Can the U.S. Government Be Liable for Patent Infringement?
Published: February 18, 2021
The answer is “Yes” because the U.S. government has waived sovereign immunity for claims of patent infringement. This means the U.S. government can be sued for patent infringement in at least some instances. However, special rules and certain limitations apply as explained in 28 U.S.C. § 1498, which states, in part:
(a) Whenever an invention described in and covered by a patent of the United States is used or manufactured by or for the United States without license of the owner thereof or lawful right to use or manufacture the same, the owner’s remedy shall be by action against the United States in the United States Court of Federal Claims for the recovery of his reasonable and entire compensation for such use and manufacture.
As a result, patent infringement lawsuits against the United States government, are not brought in Federal district courts but rather in the Court of Federal Claims, which is a special court “authorized to hear primarily money claims founded upon the Constitution, federal statutes, executive regulations, or contracts, express or implied in fact, with the United States.” See https://www.uscfc.uscourts.gov/. Further, a patent owner cannot sue a federal contractor who made the allegedly infringing product or performed the allegedly infringing method, but instead, must sue the U.S. government. Note, however, the U.S. government’s contract with the federal contractor may require the contractor to indemnify the government for liability and costs.
Relying on the U.S. government’s waiver of sovereign immunity, Iris Corporation Berhard (“Iris”) sued the United States in the Court of Federal Claims alleging infringement of Iris’s patent, U.S. Patent No. 6,111,506 (“the ‘506 patent”), which covers a method for manufacturing electronic passports.
Specifically, among other limitations, Claim 1 of the ‘506 patent requires
forming a contactless communication insert unit by electrically connecting an integrated circuit including a microprocessor, a controller, a memory unit, a radio frequency input/output device and an antenna, and disposing a metal ring to surround the integrated circuit
(emphasis added).
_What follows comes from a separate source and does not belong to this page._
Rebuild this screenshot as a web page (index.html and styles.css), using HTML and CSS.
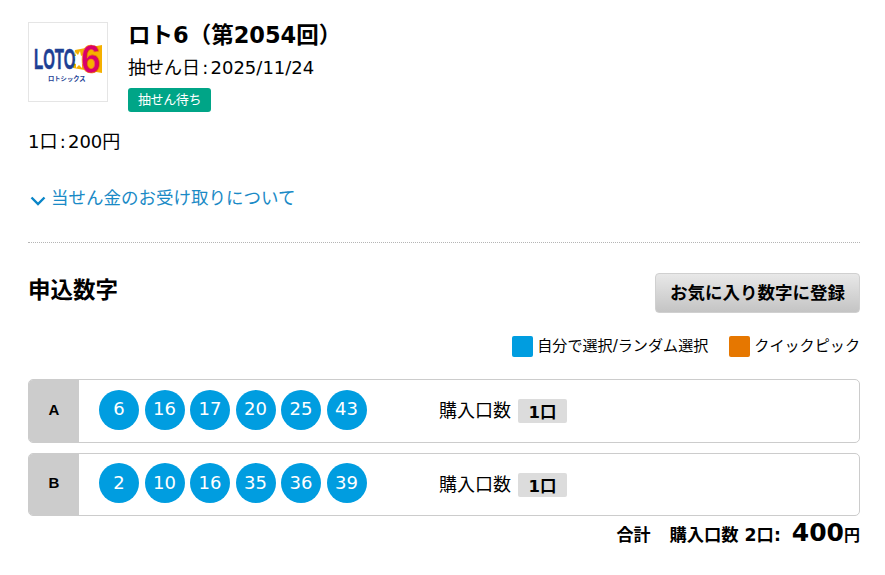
FILE: index.html
```html
<!DOCTYPE html>
<html lang="ja">
<head>
    <meta charset="UTF-8">
    <meta name="viewport" content="width=device-width, initial-scale=1.0">
    <title>ロト6 申込内容</title>
    <link rel="stylesheet" href="styles.css">
</head>
<body>
    <div class="page">
        <!-- くじ情報 -->
        <div class="lot-head">
            <div class="lot-logo">
                <svg width="68" height="48" viewBox="0 -5 68 48">
                    <polygon points="41,7 68,2 68,30 39,25" fill="#f5b000"/>
                    <polygon points="41,9 44,12 46,8 47,13 51,11 49,15 53,16 49,18 52,21 48,21 48,25 45,22 42,25 42,21 39,20 41,17 39,13 42,13" fill="#fff"/>
                    <text class="logo-loto" transform="translate(0 26) scale(1 2)">LOTO</text>
                    <text class="logo-six" transform="translate(47 30) scale(0.88 1)">6</text>
                    <text class="logo-kana" x="14" y="38">ロトシックス</text>
                </svg>
            </div>
            <div class="lot-info">
                <h1>ロト6（第2054回）</h1>
                <p class="draw-date">抽せん日 : 2025/11/24</p>
                <span class="status-badge">抽せん待ち</span>
            </div>
        </div>

        <p class="unit-price">1口 : 200円</p>

        <a class="prize-link" href="#">
            <svg width="16" height="10" viewBox="0 0 16 10"><path d="M1.5 1.5 8 8l6.5-6.5" fill="none" stroke="#0a85c7" stroke-width="2.4"/></svg>
            当せん金のお受け取りについて
        </a>

        <div class="divider"></div>

        <!-- 申込数字 -->
        <div class="section-head">
            <h2>申込数字</h2>
            <button class="fav-button" type="button">お気に入り数字に登録</button>
        </div>

        <div class="legend">
            <span class="legend-item"><i class="swatch swatch-blue"></i>自分で選択/ランダム選択</span>
            <span class="legend-item"><i class="swatch swatch-orange"></i>クイックピック</span>
        </div>

        <div class="entry-row">
            <div class="entry-label">A</div>
            <div class="balls">
                <span class="ball">6</span>
                <span class="ball">16</span>
                <span class="ball">17</span>
                <span class="ball">20</span>
                <span class="ball">25</span>
                <span class="ball">43</span>
            </div>
            <div class="qty">購入口数<span class="qty-value">1口</span></div>
        </div>

        <div class="entry-row">
            <div class="entry-label">B</div>
            <div class="balls">
                <span class="ball">2</span>
                <span class="ball">10</span>
                <span class="ball">16</span>
                <span class="ball">35</span>
                <span class="ball">36</span>
                <span class="ball">39</span>
            </div>
            <div class="qty">購入口数<span class="qty-value">1口</span></div>
        </div>

        <div class="total">
            <span class="total-label">合計</span>
            <span class="total-count">購入口数 2口:</span>
            <span class="total-price"><b>400</b>円</span>
        </div>
    </div>
</body>
</html>
```

FILE: styles.css
```css
/* Base */
body {
    font-family: "DejaVu Sans", "Noto Sans CJK JP", sans-serif;
    margin: 0;
    background-color: #fff;
    color: #000;
    font-size: 18px;
}

.page {
    padding: 22px 25px 0 28px;
}

/* Lottery info */
.lot-head {
    display: flex;
    gap: 20px;
}

.lot-logo {
    width: 80px;
    height: 80px;
    box-sizing: border-box;
    border: 1px solid #e5e5e5;
    display: flex;
    align-items: center;
    justify-content: center;
}

.logo-loto {
    font-family: "Liberation Sans", sans-serif;
    font-weight: bold;
    font-size: 15px;
    fill: #1d3f94;
    stroke: #1d3f94;
    stroke-width: 0.3px;
}

.logo-six {
    font-family: "Liberation Sans", sans-serif;
    font-weight: bold;
    font-size: 40px;
    fill: #d9006c;
    stroke: #f08000;
    stroke-width: 0.6px;
}

.logo-kana {
    font-family: "Noto Sans CJK JP", sans-serif;
    font-weight: bold;
    font-size: 6.3px;
    fill: #1d3f94;
}

.lot-info h1 {
    font-size: 22.5px;
    line-height: 24px;
    margin: 1px 0 0;
}

.draw-date {
    margin: 9px 0 0;
    line-height: 24px;
    word-spacing: -3.5px;
}

.status-badge {
    display: inline-block;
    margin-top: 8px;
    background-color: #00a587;
    color: #fff;
    font-size: 13px;
    letter-spacing: -0.4px;
    line-height: 24px;
    padding: 0 10px;
    border-radius: 3px;
}

.unit-price {
    margin: 18px 0 0;
    line-height: 24px;
    word-spacing: -3.5px;
}

.prize-link {
    display: flex;
    align-items: center;
    gap: 5px;
    margin-top: 32px;
    padding-left: 2px;
    font-size: 17.5px;
    line-height: 24px;
    color: #1a8ac6;
    text-decoration: none;
}

.prize-link svg {
    margin-top: 5px;
}

.divider {
    margin-top: 32px;
    border-top: 1px dotted #b5b5b5;
}

/* Numbers */
.section-head {
    display: flex;
    justify-content: space-between;
    margin-top: 30px;
}

.section-head h2 {
    font-size: 22.5px;
    line-height: 34px;
    margin: 0;
}

.fav-button {
    width: 205px;
    height: 40px;
    border: 1px solid #d0d0d0;
    border-radius: 4px;
    background: linear-gradient(#e8e8e8, #c4c4c4);
    font-family: inherit;
    font-size: 17.5px;
    font-weight: bold;
    color: #000;
    padding: 0 0 3px;
}

.legend {
    display: flex;
    justify-content: flex-end;
    gap: 21px;
    margin-top: 23px;
    font-size: 15.1px;
}

.legend-item {
    display: flex;
    align-items: center;
    gap: 4px;
    line-height: 21px;
}

.swatch {
    width: 21px;
    height: 21px;
    border-radius: 2px;
}

.swatch-blue {
    background-color: #009de0;
}

.swatch-orange {
    background-color: #e67700;
}

.entry-row {
    display: flex;
    align-items: center;
    box-sizing: border-box;
    height: 64px;
    margin-top: 22px;
    border: 1px solid #ccc;
    border-radius: 5px;
    overflow: hidden;
}

.entry-row + .entry-row {
    margin-top: 10px;
    height: 63px;
}

.entry-label {
    align-self: stretch;
    width: 50px;
    padding-bottom: 4px;
    box-sizing: border-box;
    background-color: #ccc;
    display: flex;
    align-items: center;
    justify-content: center;
    font-family: "Liberation Sans", sans-serif;
    font-size: 15px;
    font-weight: bold;
}

.balls {
    display: flex;
    gap: 5.5px;
    margin-left: 20px;
    margin-top: -3px;
}

.ball {
    width: 40px;
    height: 40px;
    box-sizing: border-box;
    padding-bottom: 2px;
    border-radius: 50%;
    background-color: #009de0;
    color: #fff;
    font-size: 18px;
    display: flex;
    align-items: center;
    justify-content: center;
}

.qty {
    display: flex;
    align-items: center;
    gap: 7px;
    margin-left: 72.5px;
    margin-top: -4px;
}

.qty-value {
    width: 49px;
    height: 24px;
    margin-top: 4px;
    background-color: #dcdcdc;
    border-radius: 2px;
    font-size: 16.5px;
    font-weight: bold;
    display: flex;
    align-items: center;
    justify-content: center;
}

/* Total */
.total {
    display: flex;
    justify-content: flex-end;
    align-items: baseline;
    gap: 19px;
    margin-top: 2px;
    font-size: 17px;
    font-weight: bold;
}

.total-count {
    margin-right: -8px;
    font-size: 17.3px;
}

.total-price {
    font-size: 16px;
}

.total-price b {
    font-size: 25px;
}
```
During claim construction, the U.S. government proposed the term “integrated circuit” should be construed to “mean that an antenna is part of the integrated circuit.” In contrast, “Iris argued that the plain language of the claim supported a reading that one must connect the integrated circuit and an antenna.” In particular, Iris’s argument relies on reading the claim language to allow electrically connecting an integrated circuit and an antenna rather than reading “and an antenna” as referring to the last item in the list of items included in the integrated circuit.
The Court of Federal Claims agreed with the U.S. government, reasoning that the plain language of the claim “expressly defines the components of the integrated circuit, including an antenna, and not what the integrated circuit is connected to.” The Court of Federal Claims further explained that “[w]hile it is possible that ‘and’ could indicate a pair of items that will connect, in this case the foregoing use of ‘including’ indicates that ‘and’ is a conjunction concluding a list.”
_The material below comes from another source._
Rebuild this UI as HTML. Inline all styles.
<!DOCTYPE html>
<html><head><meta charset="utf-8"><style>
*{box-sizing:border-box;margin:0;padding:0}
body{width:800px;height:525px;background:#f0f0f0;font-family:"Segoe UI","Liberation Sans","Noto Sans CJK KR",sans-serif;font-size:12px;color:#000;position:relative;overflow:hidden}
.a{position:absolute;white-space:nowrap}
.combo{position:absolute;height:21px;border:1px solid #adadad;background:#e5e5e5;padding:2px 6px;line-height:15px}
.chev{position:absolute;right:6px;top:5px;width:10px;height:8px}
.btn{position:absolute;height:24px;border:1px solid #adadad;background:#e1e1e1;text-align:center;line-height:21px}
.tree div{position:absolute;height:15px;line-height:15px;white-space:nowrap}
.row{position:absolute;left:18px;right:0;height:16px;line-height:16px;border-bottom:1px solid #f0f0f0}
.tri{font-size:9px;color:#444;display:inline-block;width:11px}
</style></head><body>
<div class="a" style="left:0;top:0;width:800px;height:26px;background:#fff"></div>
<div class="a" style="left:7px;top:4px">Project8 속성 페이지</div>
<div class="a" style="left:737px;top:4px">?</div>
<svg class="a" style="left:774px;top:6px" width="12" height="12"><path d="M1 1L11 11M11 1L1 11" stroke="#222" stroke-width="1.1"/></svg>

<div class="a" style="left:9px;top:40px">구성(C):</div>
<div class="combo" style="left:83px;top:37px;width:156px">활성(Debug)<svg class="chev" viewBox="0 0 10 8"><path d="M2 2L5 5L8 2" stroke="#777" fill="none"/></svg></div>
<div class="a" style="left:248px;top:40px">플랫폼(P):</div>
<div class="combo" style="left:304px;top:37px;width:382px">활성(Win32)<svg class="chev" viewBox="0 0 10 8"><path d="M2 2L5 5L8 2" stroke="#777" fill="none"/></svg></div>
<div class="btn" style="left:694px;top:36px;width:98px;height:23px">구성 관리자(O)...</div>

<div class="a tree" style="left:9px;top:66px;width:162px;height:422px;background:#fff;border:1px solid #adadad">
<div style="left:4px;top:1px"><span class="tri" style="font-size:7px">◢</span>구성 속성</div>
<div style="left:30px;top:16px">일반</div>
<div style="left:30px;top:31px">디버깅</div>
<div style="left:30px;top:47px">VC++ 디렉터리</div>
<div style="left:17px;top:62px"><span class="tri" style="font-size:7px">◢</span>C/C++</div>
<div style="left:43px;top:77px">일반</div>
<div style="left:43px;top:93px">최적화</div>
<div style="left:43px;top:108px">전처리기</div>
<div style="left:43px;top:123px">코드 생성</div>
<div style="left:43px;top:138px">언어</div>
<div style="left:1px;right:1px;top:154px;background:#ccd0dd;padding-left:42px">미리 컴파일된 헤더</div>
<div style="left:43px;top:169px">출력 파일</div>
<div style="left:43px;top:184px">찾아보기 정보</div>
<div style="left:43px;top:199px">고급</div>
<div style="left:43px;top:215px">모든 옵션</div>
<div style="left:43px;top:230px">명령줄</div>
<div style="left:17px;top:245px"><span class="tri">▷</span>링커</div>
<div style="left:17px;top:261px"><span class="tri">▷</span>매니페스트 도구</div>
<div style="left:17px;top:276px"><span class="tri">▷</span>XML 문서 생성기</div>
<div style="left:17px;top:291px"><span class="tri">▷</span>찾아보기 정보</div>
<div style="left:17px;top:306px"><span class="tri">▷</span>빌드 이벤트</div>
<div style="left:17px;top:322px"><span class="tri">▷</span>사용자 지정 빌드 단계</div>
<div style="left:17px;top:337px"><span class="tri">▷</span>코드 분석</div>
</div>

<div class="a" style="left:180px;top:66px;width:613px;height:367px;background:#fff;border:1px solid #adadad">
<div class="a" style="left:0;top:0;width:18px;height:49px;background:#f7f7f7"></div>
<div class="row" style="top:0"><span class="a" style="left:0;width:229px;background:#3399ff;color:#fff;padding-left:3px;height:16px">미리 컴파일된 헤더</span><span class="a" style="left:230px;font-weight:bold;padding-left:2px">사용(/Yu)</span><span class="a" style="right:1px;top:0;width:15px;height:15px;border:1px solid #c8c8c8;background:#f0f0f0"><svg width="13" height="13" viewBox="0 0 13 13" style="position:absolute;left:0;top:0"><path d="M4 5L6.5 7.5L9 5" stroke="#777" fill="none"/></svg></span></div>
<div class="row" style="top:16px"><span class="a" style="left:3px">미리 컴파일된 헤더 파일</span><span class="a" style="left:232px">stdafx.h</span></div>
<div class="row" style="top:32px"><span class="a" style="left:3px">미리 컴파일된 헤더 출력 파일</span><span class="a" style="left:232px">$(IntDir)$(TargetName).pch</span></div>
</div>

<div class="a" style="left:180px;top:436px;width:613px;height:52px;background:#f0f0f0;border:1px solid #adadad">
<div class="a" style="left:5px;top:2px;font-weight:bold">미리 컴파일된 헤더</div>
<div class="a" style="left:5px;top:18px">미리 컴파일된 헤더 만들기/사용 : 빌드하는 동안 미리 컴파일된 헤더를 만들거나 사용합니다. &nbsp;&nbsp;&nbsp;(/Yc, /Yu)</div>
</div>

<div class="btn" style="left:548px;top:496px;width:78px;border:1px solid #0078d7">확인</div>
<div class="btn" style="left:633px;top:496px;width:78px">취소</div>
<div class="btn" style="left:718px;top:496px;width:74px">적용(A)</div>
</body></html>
After construing the asserted claims to require that the claimed integrated circuit includes an antenna, the Court of Federal claims granted the U.S. government’s motion for summary judgment of non-infringement because Iris did not allege the integrated circuit in the accused devices included an antenna. Iris had only alleged that the inserts “connect an antenna via the [input/output] area of the [integrated circuit.]” Iris appealed to the Court of Appeals for the Federal Circuit.
In its appeal, Iris argued the Court of Federal Claims erred in its claim construction in requiring “integrated circuit” to include an antenna. The Federal Circuit reviewed the claim construction de novo, agreeing with the Court of Federal Claims “that there is no need to look further than the plain language of the claim here to read the antenna as being a component of the integrated circuit, not a separate element to which the integrated circuit attaches.” The term “and would appear before the ‘input/output’ device’ if the input/output device was the last in the list of components” included in the claimed integrated circuit. Further, the Federal Circuit found that the figures and specification support the Court of Federal Claim’s claim construction. In addition, the prosecution history included a hand-labelled figure apparently indicating the antenna is part of the integrated circuit. Finally, the Federal Circuit found the extrinsic evidence contradictory to the plain language of the claim but discounted that evidence as did the Court of Federal Claims. As a result, the Federal Circuit found the Court of Federal Claim’s claim construction was not erroneous and affirmed the grant of summary judgment of noninfringement.
While the U.S. government was not found to have infringed the ‘506 patent, it is possible to bring patent infringement claims against the U.S. government.